Contes populaires d’Afrique (Basset)/155

E. Guilmoto, Éditeur (Les Littératures populaires, tome XLVIIp. 407-410).

HUITIÈME PARTIE

LANGUES DE MADAGASCAR

XCII. — BETSILÉO[1]

155

LE HÉRISSON ET LE CHAT SAUVAGE[2]


Le hérisson et le chat sauvage accomplirent, dit-on, le serment du sang. Le chat sauvage invita ensuite son camarade à venir chez lui. Il s’y trouvait de nombreux morceaux de volailles dont les deux amis mangèrent ensemble. Le repas terminé et les deux convives rassasiés, le hérisson invita à son tour le chat sauvage. Mais au lieu de le conduire dans sa maison, il le mena dans une propriété particulière où se trouvaient beaucoup de citronniers. Voici mes fruits que je vous offre, dit le hérisson : montez sur l’arbre pour en manger.

— Montons ensemble, dit le chat sauvage.

— Je ne puis pas, répliqua le hérisson, mais grimpez sans crainte.

Le chat sauvage grimpa dans l’arbre. Le hérisson se mit alors à entourer le citronnier d’une ceinture de piquets pointus à l’extrémité supérieure.

— Que fais-tu là ? dit le chat sauvage.

— Je fais des pilons à riz pour nos enfants, dit le hérisson.

Quelques instants après, le hérisson se mit à crier :

— Quelqu’un arrive !

Le chat sauvage, entendant cela, sauta en bas de l’arbre, mais il tomba sur la pointe des bois qui entouraient le citronnier et se tua.

Le hérisson coupa la cuisse du chat sauvage, en porta les morceaux aux congénères du défunt et leur dit :

— Je vous invite chez moi ; un grand repas, parce que vous êtes de la même race que mon frère de sang, le chat sauvage. Voici votre part.

Les chats sauvages acceptèrent avec grand plaisir et remercièrent le hérisson de son hospitalité. Ils mangèrent la cuisse de leur infortuné camarade.

— Ô bouches courtes ! leur dit le hérisson railleur, vous mangez les os d’un des vôtres.

— Tuons-le, dirent les chats sauvages ; il nous a fait manger les os d’un des nôtres.

— Ne me tuez pas ici, ajouta le hérisson. Amenez-moi là-bas sur ce rocher. Les princes viennent s’amusera l’endroit où nous sommes ; il ne doit pas être souillé par un cadavre.

Les chats sauvages firent droit à cette requête et conduisirent le hérisson sur le rocher. Arrivé là, ce dernier disparut dans une fente qui partageait la pierre, d’où il leur cria :

— Eh ! bouches courtes, vous avez mangé les os de votre frère.

Les chats sauvages, impuissants à rattraper leur ennemi, étaient irrités encore davantage par ses railleries.

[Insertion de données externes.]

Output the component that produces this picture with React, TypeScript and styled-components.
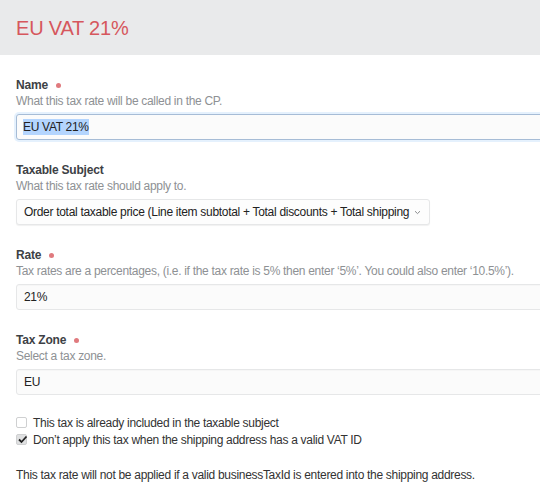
import React from "react";
import styled, { createGlobalStyle } from "styled-components";

const Global = createGlobalStyle`
  html, body { margin: 0; padding: 0; background: #fff; overflow: hidden; }
  body { font-family: "Liberation Sans", Arial, Helvetica, sans-serif; font-size: 12px; letter-spacing: -0.3px; color: #333; }
`;

const Page = styled.div`
  width: 540px;
  height: 500px;
  overflow: hidden;
`;

const Header = styled.header`
  height: 55px;
  background: #e9eaeb;
  display: flex;
  align-items: center;
  padding: 0 16px;
  box-sizing: border-box;
`;

const Title = styled.h1`
  margin: 0;
  font-size: 20px;
  font-weight: 400;
  color: #d6575d;
  letter-spacing: -0.2px;
  padding-top: 1px;
`;

const Form = styled.div`
  padding: 22px 16px 0;
  display: flex;
  flex-direction: column;
`;

const Field = styled.div`
  display: flex;
  flex-direction: column;
  margin-bottom: 22px;
`;

const Label = styled.div`
  font-weight: 700;
  color: #3d4145;
  line-height: 16px;
  letter-spacing: -0.2px;
  display: flex;
  align-items: center;
  gap: 6px;
`;

const Required = styled.span`
  width: 5px;
  height: 5px;
  border-radius: 50%;
  background: #e07a7e;
  display: inline-block;
  margin-left: 2px;
`;

const Desc = styled.div`
  color: #8e9194;
  line-height: 16px;
  margin-bottom: 5px;
  white-space: nowrap;
`;

const Input = styled.div<{ $focused?: boolean }>`
  box-sizing: border-box;
  height: 26px;
  width: 560px;
  border: 1px solid ${(p) => (p.$focused ? "#a6bcd6" : "#e6e7e8")};
  border-radius: 3px;
  background: #fbfbfb;
  box-shadow: ${(p) =>
    p.$focused ? "0 0 0 2px rgba(180, 215, 250, 0.35)" : "inset 0 1px 0 rgba(0,0,0,0.02)"};
  display: flex;
  align-items: center;
  padding: 0 7px;
  color: #222;
  white-space: nowrap;
`;

const Selected = styled.span`
  background: #b4d5fe;
  padding: 1px 0;
  margin-left: -1px;
`;

const Select = styled(Input)`
  width: 414px;
  background: #fdfdfd;
  box-shadow: 0 1px 1px rgba(0,0,0,0.06);
  justify-content: space-between;
  padding-right: 8px;
`;

const Checks = styled.div`
  display: flex;
  flex-direction: column;
  margin-top: -3px;
  margin-bottom: 19px;
`;

const CheckRow = styled.label`
  display: flex;
  align-items: center;
  gap: 6px;
  height: 17px;
  color: #333;
`;

const Box = styled.span<{ $checked?: boolean }>`
  box-sizing: border-box;
  width: 11px;
  height: 11px;
  border: 1px solid #cfd0d1;
  border-radius: 2px;
  background: ${(p) => (p.$checked ? "#dfe0e1" : "#fff")};
  display: inline-flex;
  align-items: center;
  justify-content: center;
  position: relative;
`;

const Note = styled.p`
  margin: 0;
  color: #333;
  line-height: 16px;
  white-space: nowrap;
`;

const Chevron = () => (
  <svg width="7" height="5" viewBox="0 0 7 5">
    <path d="M1 1.2 L3.5 3.6 L6 1.2" fill="none" stroke="#8a8c8e" strokeWidth="1" />
  </svg>
);

const Tick = () => (
  <svg width="11" height="11" viewBox="0 0 11 11" style={{ position: "absolute", left: 0, top: -1 }}>
    <path d="M2 5.5 L4.5 8 L9.5 2.5" fill="none" stroke="#222" strokeWidth="1.8" />
  </svg>
);

export default function App() {
  return (
    <Page>
      <Global />
      <Header>
        <Title>EU VAT 21%</Title>
      </Header>
      <Form>
        <Field>
          <Label>
            Name <Required />
          </Label>
          <Desc>What this tax rate will be called in the CP.</Desc>
          <Input $focused>
            <Selected>EU VAT 21%</Selected>
          </Input>
        </Field>
        <Field>
          <Label>Taxable Subject</Label>
          <Desc>What this tax rate should apply to.</Desc>
          <Select>
            <span>Order total taxable price (Line item subtotal + Total discounts + Total shipping</span>
            <Chevron />
          </Select>
        </Field>
        <Field>
          <Label>
            Rate <Required />
          </Label>
          <Desc>
            Tax rates are a percentages, (i.e. if the tax rate is 5% then enter ‘5%’. You could also enter ‘10.5%’).
          </Desc>
          <Input>21%</Input>
        </Field>
        <Field>
          <Label>
            Tax Zone <Required />
          </Label>
          <Desc>Select a tax zone.</Desc>
          <Input>EU</Input>
        </Field>
        <Checks>
          <CheckRow>
            <Box />
            This tax is already included in the taxable subject
          </CheckRow>
          <CheckRow>
            <Box $checked>
              <Tick />
            </Box>
            Don’t apply this tax when the shipping address has a valid VAT ID
          </CheckRow>
        </Checks>
        <Note>This tax rate will not be applied if a valid businessTaxId is entered into the shipping address.</Note>
      </Form>
    </Page>
  );
}
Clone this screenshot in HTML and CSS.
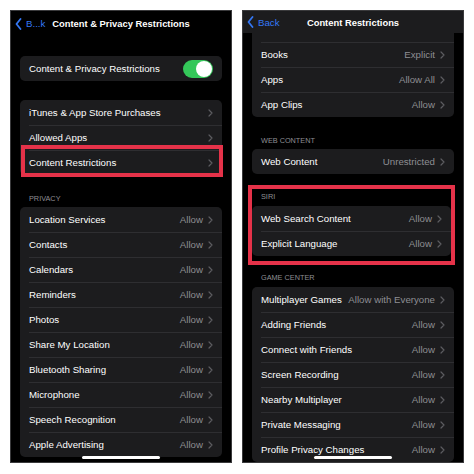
FILE: index.html
```html
<!DOCTYPE html>
<html lang="en">
<head>
  <meta charset="UTF-8">
  <meta name="viewport" content="width=device-width, initial-scale=1.0">
  <title>Content Restrictions</title>
  <link rel="stylesheet" href="styles.css">
</head>
<body>
  <div class="page">
    <!-- left screen -->
    <div class="phone">
      <div class="nav">
        <div class="back">
          <svg width="7" height="12" viewBox="0 0 7 12"><polyline points="5.5,1 1.5,6 5.5,11"/></svg>
          <span>B...k</span>
        </div>
        <div class="title">Content &amp; Privacy Restrictions</div>
        <div></div>
      </div>

      <div class="group first">
        <div class="row">
          <span class="label">Content &amp; Privacy Restrictions</span>
          <span class="toggle"><span class="knob"></span></span>
        </div>
      </div>

      <div class="group second">
        <div class="row"><span class="label">iTunes &amp; App Store Purchases</span><svg class="chev" width="5" height="8" viewBox="0 0 5 8"><polyline points="1,1 4,4 1,7"/></svg></div>
        <div class="row"><span class="label">Allowed Apps</span><svg class="chev" width="5" height="8" viewBox="0 0 5 8"><polyline points="1,1 4,4 1,7"/></svg></div>
        <div class="row marked"><span class="label">Content Restrictions</span><svg class="chev" width="5" height="8" viewBox="0 0 5 8"><polyline points="1,1 4,4 1,7"/></svg></div>
      </div>

      <div class="section-title">PRIVACY</div>
      <div class="group">
        <div class="row"><span class="label">Location Services</span><span class="value">Allow</span><svg class="chev" width="5" height="8" viewBox="0 0 5 8"><polyline points="1,1 4,4 1,7"/></svg></div>
        <div class="row"><span class="label">Contacts</span><span class="value">Allow</span><svg class="chev" width="5" height="8" viewBox="0 0 5 8"><polyline points="1,1 4,4 1,7"/></svg></div>
        <div class="row"><span class="label">Calendars</span><span class="value">Allow</span><svg class="chev" width="5" height="8" viewBox="0 0 5 8"><polyline points="1,1 4,4 1,7"/></svg></div>
        <div class="row"><span class="label">Reminders</span><span class="value">Allow</span><svg class="chev" width="5" height="8" viewBox="0 0 5 8"><polyline points="1,1 4,4 1,7"/></svg></div>
        <div class="row"><span class="label">Photos</span><span class="value">Allow</span><svg class="chev" width="5" height="8" viewBox="0 0 5 8"><polyline points="1,1 4,4 1,7"/></svg></div>
        <div class="row"><span class="label">Share My Location</span><span class="value">Allow</span><svg class="chev" width="5" height="8" viewBox="0 0 5 8"><polyline points="1,1 4,4 1,7"/></svg></div>
        <div class="row"><span class="label">Bluetooth Sharing</span><span class="value">Allow</span><svg class="chev" width="5" height="8" viewBox="0 0 5 8"><polyline points="1,1 4,4 1,7"/></svg></div>
        <div class="row"><span class="label">Microphone</span><span class="value">Allow</span><svg class="chev" width="5" height="8" viewBox="0 0 5 8"><polyline points="1,1 4,4 1,7"/></svg></div>
        <div class="row"><span class="label">Speech Recognition</span><span class="value">Allow</span><svg class="chev" width="5" height="8" viewBox="0 0 5 8"><polyline points="1,1 4,4 1,7"/></svg></div>
        <div class="row"><span class="label">Apple Advertising</span><span class="value">Allow</span><svg class="chev" width="5" height="8" viewBox="0 0 5 8"><polyline points="1,1 4,4 1,7"/></svg></div>
      </div>

      <div class="home-bar"></div>
    </div>

    <!-- right screen -->
    <div class="phone">
      <div class="nav solid">
        <div class="back">
          <svg width="7" height="12" viewBox="0 0 7 12"><polyline points="5.5,1 1.5,6 5.5,11"/></svg>
          <span>Back</span>
        </div>
        <div class="title">Content Restrictions</div>
        <div></div>
      </div>

      <div class="group scrolled">
        <div class="row cut"></div>
        <div class="row"><span class="label">Books</span><span class="value">Explicit</span><svg class="chev" width="5" height="8" viewBox="0 0 5 8"><polyline points="1,1 4,4 1,7"/></svg></div>
        <div class="row"><span class="label">Apps</span><span class="value">Allow All</span><svg class="chev" width="5" height="8" viewBox="0 0 5 8"><polyline points="1,1 4,4 1,7"/></svg></div>
        <div class="row"><span class="label">App Clips</span><span class="value">Allow</span><svg class="chev" width="5" height="8" viewBox="0 0 5 8"><polyline points="1,1 4,4 1,7"/></svg></div>
      </div>

      <div class="section-title">WEB CONTENT</div>
      <div class="group">
        <div class="row"><span class="label">Web Content</span><span class="value">Unrestricted</span><svg class="chev" width="5" height="8" viewBox="0 0 5 8"><polyline points="1,1 4,4 1,7"/></svg></div>
      </div>

      <div class="marked-box">
        <div class="section-title inside">SIRI</div>
        <div class="group">
          <div class="row"><span class="label">Web Search Content</span><span class="value">Allow</span><svg class="chev" width="5" height="8" viewBox="0 0 5 8"><polyline points="1,1 4,4 1,7"/></svg></div>
          <div class="row"><span class="label">Explicit Language</span><span class="value">Allow</span><svg class="chev" width="5" height="8" viewBox="0 0 5 8"><polyline points="1,1 4,4 1,7"/></svg></div>
        </div>
      </div>

      <div class="section-title after-box">GAME CENTER</div>
      <div class="group">
        <div class="row"><span class="label">Multiplayer Games</span><span class="value">Allow with Everyone</span><svg class="chev" width="5" height="8" viewBox="0 0 5 8"><polyline points="1,1 4,4 1,7"/></svg></div>
        <div class="row"><span class="label">Adding Friends</span><span class="value">Allow</span><svg class="chev" width="5" height="8" viewBox="0 0 5 8"><polyline points="1,1 4,4 1,7"/></svg></div>
        <div class="row"><span class="label">Connect with Friends</span><span class="value">Allow</span><svg class="chev" width="5" height="8" viewBox="0 0 5 8"><polyline points="1,1 4,4 1,7"/></svg></div>
        <div class="row"><span class="label">Screen Recording</span><span class="value">Allow</span><svg class="chev" width="5" height="8" viewBox="0 0 5 8"><polyline points="1,1 4,4 1,7"/></svg></div>
        <div class="row"><span class="label">Nearby Multiplayer</span><span class="value">Allow</span><svg class="chev" width="5" height="8" viewBox="0 0 5 8"><polyline points="1,1 4,4 1,7"/></svg></div>
        <div class="row"><span class="label">Private Messaging</span><span class="value">Allow</span><svg class="chev" width="5" height="8" viewBox="0 0 5 8"><polyline points="1,1 4,4 1,7"/></svg></div>
        <div class="row"><span class="label">Profile Privacy Changes</span><span class="value">Allow</span><svg class="chev" width="5" height="8" viewBox="0 0 5 8"><polyline points="1,1 4,4 1,7"/></svg></div>
      </div>

      <div class="home-bar"></div>
    </div>
  </div>
</body>
</html>
```

FILE: styles.css
```css
/* page */
body {
  margin: 0;
  background: #fff;
  font-family: 'Liberation Sans', Arial, sans-serif;
}

.page {
  display: flex;
  gap: 10px;
  padding: 10px;
}

.phone {
  position: relative;
  width: 220px;
  height: 451px;
  background: #000;
  border: 1px solid #3a3a3c;
  padding: 0 9px;
  box-sizing: content-box;
  margin: 0;
  overflow: hidden;
}

.phone {
  width: 202px;
}

/* navigation bar */
.nav {
  display: grid;
  grid-template-columns: 1fr auto 1fr;
  align-items: center;
  height: 25px;
  margin: 0 -9px;
  padding: 0 4px;
}

.nav.solid {
  height: 22px;
  background: #1c1c1e;
}

.back {
  display: flex;
  align-items: center;
  gap: 4px;
  color: #3478f6;
  font-size: 9.7px;
}

.back svg polyline {
  fill: none;
  stroke: #3478f6;
  stroke-width: 1.8;
  stroke-linecap: round;
  stroke-linejoin: round;
}

.title {
  color: #fff;
  font-weight: bold;
  font-size: 9.4px;
}

/* grouped lists */
.group {
  background: #1c1c1e;
  border-radius: 5px;
}

.group.first {
  margin-top: 20px;
}

.group.second {
  margin-top: 19px;
}

.group.scrolled {
  border-radius: 0 0 5px 5px;
}

.row {
  position: relative;
  display: flex;
  align-items: center;
  height: 25px;
  padding: 0 9px 0 9px;
  font-size: 9.7px;
  color: #fff;
}

.row.cut {
  height: 9px;
}

.row + .row::before {
  content: "";
  position: absolute;
  left: 9px;
  right: 0;
  top: 0;
  height: 1px;
  background: #2e2e31;
}

.label {
  flex: 1;
  white-space: nowrap;
}

.value {
  color: #8e8e93;
  white-space: nowrap;
}

.chev {
  margin-left: 5px;
}

.chev polyline {
  fill: none;
  stroke: #5c5c60;
  stroke-width: 1.2;
  stroke-linecap: round;
  stroke-linejoin: round;
}

/* switch */
.toggle {
  display: flex;
  justify-content: flex-end;
  align-items: center;
  width: 30px;
  height: 18px;
  padding: 0 1px;
  box-sizing: border-box;
  border-radius: 9px;
  background: #34c759;
}

.knob {
  width: 16px;
  height: 16px;
  border-radius: 50%;
  background: #fff;
}

/* section headers */
.section-title {
  padding: 18px 9px 2px;
  line-height: 12px;
  font-size: 7.3px;
  color: #8e8e93;
}

.section-title.inside {
  padding: 2px 9px 3px;
}

.section-title.after-box {
  padding: 7px 9px 3px;
}

/* red highlight marks */
.row.marked::after {
  content: "";
  position: absolute;
  top: -5px;
  bottom: -2px;
  left: 1px;
  right: -1px;
  border: 4px solid #e53249;
}

.marked-box {
  margin: 11px -1px 0 -4px;
  padding-bottom: 5px;
  border: 4px solid #e53249;
}

.home-bar {
  position: absolute;
  left: 50%;
  bottom: 3px;
  width: 78px;
  height: 3px;
  margin-left: -39px;
  border-radius: 2px;
  background: #fff;
}
```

À bout de moyens, chacun retourna chez soi.

Le hérisson, joyeux d’avoir, grâce à sa bonne étoile, échappé à la mort, gambadait de tous côtés. Depuis cette époque, le hérisson et le chat sauvage sont restés ennemis. Les dernières paroles que prononça le chat sauvage furent celles-ci :

— Gardez-vous des hérissons, ô mes enfants, mes descendants. Il nous a fait manger un de mes ancêtres. N’ayez pas de postérité, de peur qu’un sacrilège pareil ne se renouvelle.

Telle est la raison pour laquelle le hérisson et le chat sauvage sont ennemis.




  1. Les Betsiléo habitent le centre de Madagascar, au sud de l’Imérina.
  2. Ferrand, Contes populaires malgaches, Paris, E. Leroux, 1895, in-18, p. 20-22.